Examen de conscience

publié le 11 septembre 2019 à 20h01

Il s'est assis à la table du comité de rédaction avec son sourire plissé et sa dégaine d'éternel étudiant. Forte affluence : le précédent livre de Thomas Piketty a été un best-seller mondial et son auteur est un intervenant important dans le débat public et la vie politique. Son second opus fera événement, proposant une puissante analyse de l'inégalité dans les sociétés du Nord et du Sud au fil des siècles et un dépassement du capitalisme grâce à la «propriété sociale et temporaire». Une réserve de réflexions et de propositions pour toute politique progressiste, pour la gauche française et, en l'espèce, pour la rédaction de Libé.
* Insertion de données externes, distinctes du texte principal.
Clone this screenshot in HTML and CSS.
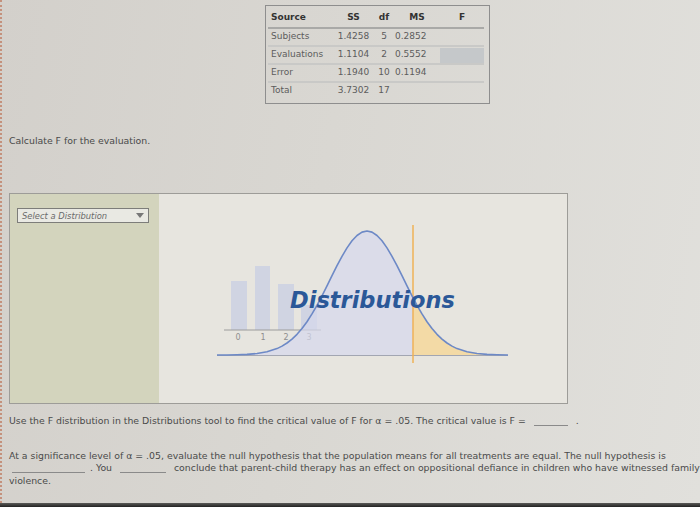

Rédacteur en chef d'un jour, celui qui fut longtemps notre chroniqueur oriente la discussion, commente l'actualité et pèse dans le choix de «l'événement» qui fait l'ouverture de ce journal. Le cas américain occupe une bonne part des quelque 1 300 pages écrites par Piketty. Utile coïncidence : les candidats démocrates se retrouvent ce jeudi soir, en nombre plus réduit, pour un important débat préparatoire aux primaires. Signe des temps : le pays de l'inégalité fait son examen de conscience, du côté démocrate en tout cas. Plusieurs candidats, dont Elizabeth Warren et Bernie Sanders, présentent un programme principalement fondé sur l'exigence de justice sociale. On dit le socialisme dépassé, muet, sans idées, sans pertinence, même, dévalué pour les uns par la mondialisation libérale, pour les autres par l'absolue priorité écologique. Le retour de flamme rooseveltien aux Etats-Unis, tout comme le livre de Piketty lui-même, démontrent que cette idée reçue commence à s'effriter. Point de politique verte sans plan égalitaire, point d'humanisation sans recours à l'ancienne culture socialiste adaptée aux enjeux nouveaux. Piketty se méfie de l'absolutisme vert et remet l'objectif de justice au centre du jeu. Voilà qui fera grincer quelques dents mais qui nous sort du triangle libéralisme-nationalisme-écologie. Voilà surtout l'occasion d'ouvrir un débat décisif pour l'avenir de la gauche française.